The dust has settled. We have been open for three weeks now and our sea legs are becoming a memory, thankfully. Charlotte has given us a generous welcome, and to that I say thank you. We appreciate all of you who took a chance on the new place the last few weeks, and I invite everyone else to come enjoy a relaxed handcrafted meal in our beautiful dining room.
A restaurant is a constant evolution of gears that are moved here and there to achieve the smoothest action. Every day we decide that this table needs to be on the pizza station, or that we need more shelving in dry food storage. The menu is gradually reworked; employees fluctuate a bit, trying to find all the best fits. It is a process that will never end, lest complacency set in, the kryptonite to any good chef.
The process is necessary and frustrating at the same time. Mediocrity cannot be tolerated for any period of time in a new business. We have had a gradual build of business thus far, which is good and bad for obvious reasons. I want nothing more than to serve hundreds of guests clean delicious meals every night.

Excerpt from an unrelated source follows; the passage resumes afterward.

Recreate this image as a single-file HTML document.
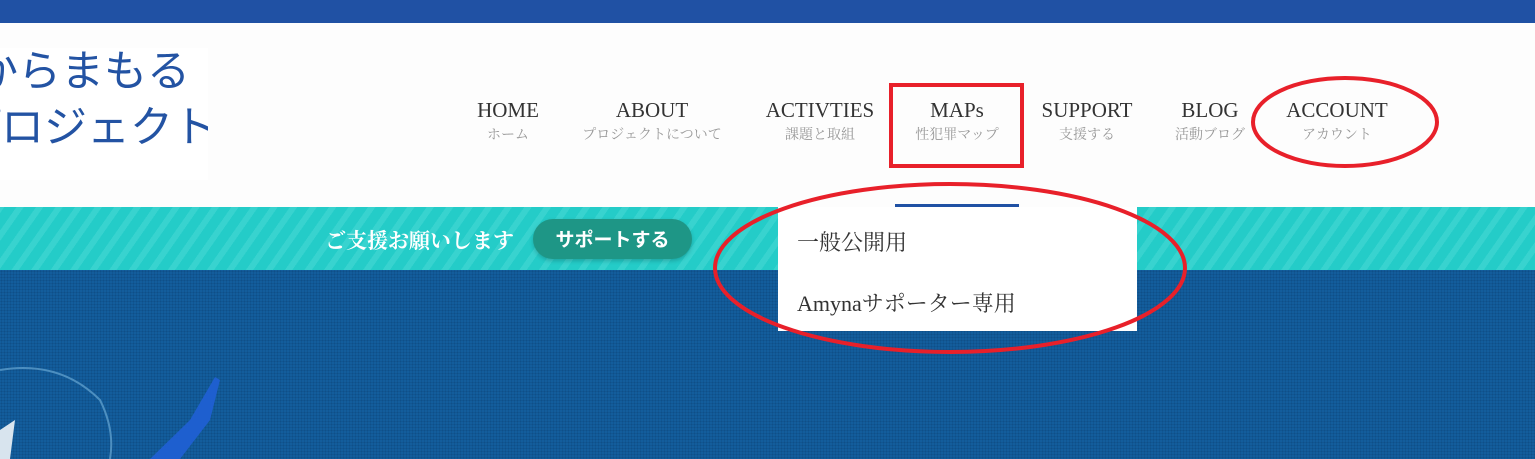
<!DOCTYPE html>
<html><head><meta charset="utf-8"><style>
*{margin:0;padding:0;box-sizing:border-box}
body{width:1535px;height:459px;overflow:hidden;position:relative;background:#fdfdfd;font-family:"Liberation Serif","Noto Serif CJK SC",serif}
.top{position:absolute;left:0;top:0;width:1535px;height:23px;background:#2051a4}
.logo{position:absolute;left:0;top:48px;width:208px;height:132px;background:#fff;color:#2353a3;font-family:"Liberation Sans","Noto Sans CJK JP",sans-serif;font-size:43px;line-height:48px;overflow:hidden}
.logo div{position:absolute;white-space:nowrap}
.nav{position:absolute;top:97px;text-align:center;transform:translateX(-50%);white-space:nowrap}
.nav b{display:block;font-weight:normal;font-size:21px;color:#333;line-height:26px}
.nav i{display:block;font-style:normal;font-size:14px;color:#999;line-height:22px;font-family:"Noto Serif CJK SC",serif}
.band{position:absolute;left:0;top:207px;width:1535px;height:63px;background:repeating-linear-gradient(-55deg,#24ccc8 0 10px,#38d3cf 10px 16px)}
.hero{position:absolute;left:0;top:270px;width:1535px;height:189px;background:#135d9c;background-image:radial-gradient(#0f4f88 40%,transparent 41%);background-size:3px 3px}
.t1{position:absolute;left:325px;top:225px;color:#fff;font-weight:bold;font-size:21px;font-family:"Noto Serif CJK SC",serif}
.btn{position:absolute;left:533px;top:219px;width:159px;height:40px;border-radius:20px;background:#1e9686;color:#fff;font-weight:bold;font-size:19px;text-align:center;line-height:40px;font-family:"Noto Sans CJK JP",sans-serif;box-shadow:0 2px 4px rgba(0,0,0,.2)}
.dd{position:absolute;left:778px;top:207px;width:359px;height:124px;background:#fff}
.dd div{position:absolute;left:19px;font-size:22px;color:#333;font-family:"Liberation Serif","Noto Serif CJK SC",serif}
.ul{position:absolute;left:895px;top:204px;width:124px;height:3px;background:#2051a4}
svg{position:absolute;left:0;top:0}
</style></head><body>
<div class="top"></div>
<div class="logo"><div style="left:-25px;top:0">からまもる</div><div style="left:-42px;top:56px">プロジェクト</div></div>
<div class="nav" style="left:508px"><b>HOME</b><i>ホーム</i></div>
<div class="nav" style="left:652px"><b>ABOUT</b><i>プロジェクトについて</i></div>
<div class="nav" style="left:820px"><b>ACTIVTIES</b><i>課題と取組</i></div>
<div class="nav" style="left:957px"><b>MAPs</b><i>性犯罪マップ</i></div>
<div class="nav" style="left:1087px"><b>SUPPORT</b><i>支援する</i></div>
<div class="nav" style="left:1210px"><b>BLOG</b><i>活動ブログ</i></div>
<div class="nav" style="left:1337px"><b>ACCOUNT</b><i>アカウント</i></div>
<div class="band"></div>
<div class="hero"></div>
<div class="t1">ご支援お願いします</div>
<div class="btn">サポートする</div>
<div class="ul"></div>
<div class="dd"><div style="top:19px">一般公開用</div><div style="top:80px">Amynaサポーター専用</div></div>
<svg width="1535" height="459">
<path d="M0 370 Q60 360 100 400 Q115 430 110 459" fill="none" stroke="#4d8fc0" stroke-width="2"/>
<path d="M215 377 L220 380 L210 420 L180 459 L150 459 L190 420 Z" fill="#1e5fcf"/>
<path d="M0 430 L15 420 L10 459 L0 459 Z" fill="#d8e4ee"/>
<rect x="891" y="85" width="131" height="81" fill="none" stroke="#e8202a" stroke-width="4"/>
<ellipse cx="1345" cy="122" rx="92" ry="44" fill="none" stroke="#e8202a" stroke-width="4"/>
<ellipse cx="950" cy="268" rx="235" ry="84" fill="none" stroke="#e8202a" stroke-width="4"/>
</svg>
</body></html>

However, instant volume in a restaurant can come with a price. I worry about nothing more than scaring off customers with a mix of cold food, slow ticket times, over seasoned and under seasoned food. These are all maladies that can expunge us from a diner’s regular rotation. I keep stressing to the staff that we only have one time to get this right. I know when I go out to eat, unless I have previously had good experiences somewhere, if the food isn’t up to par I’m not going back.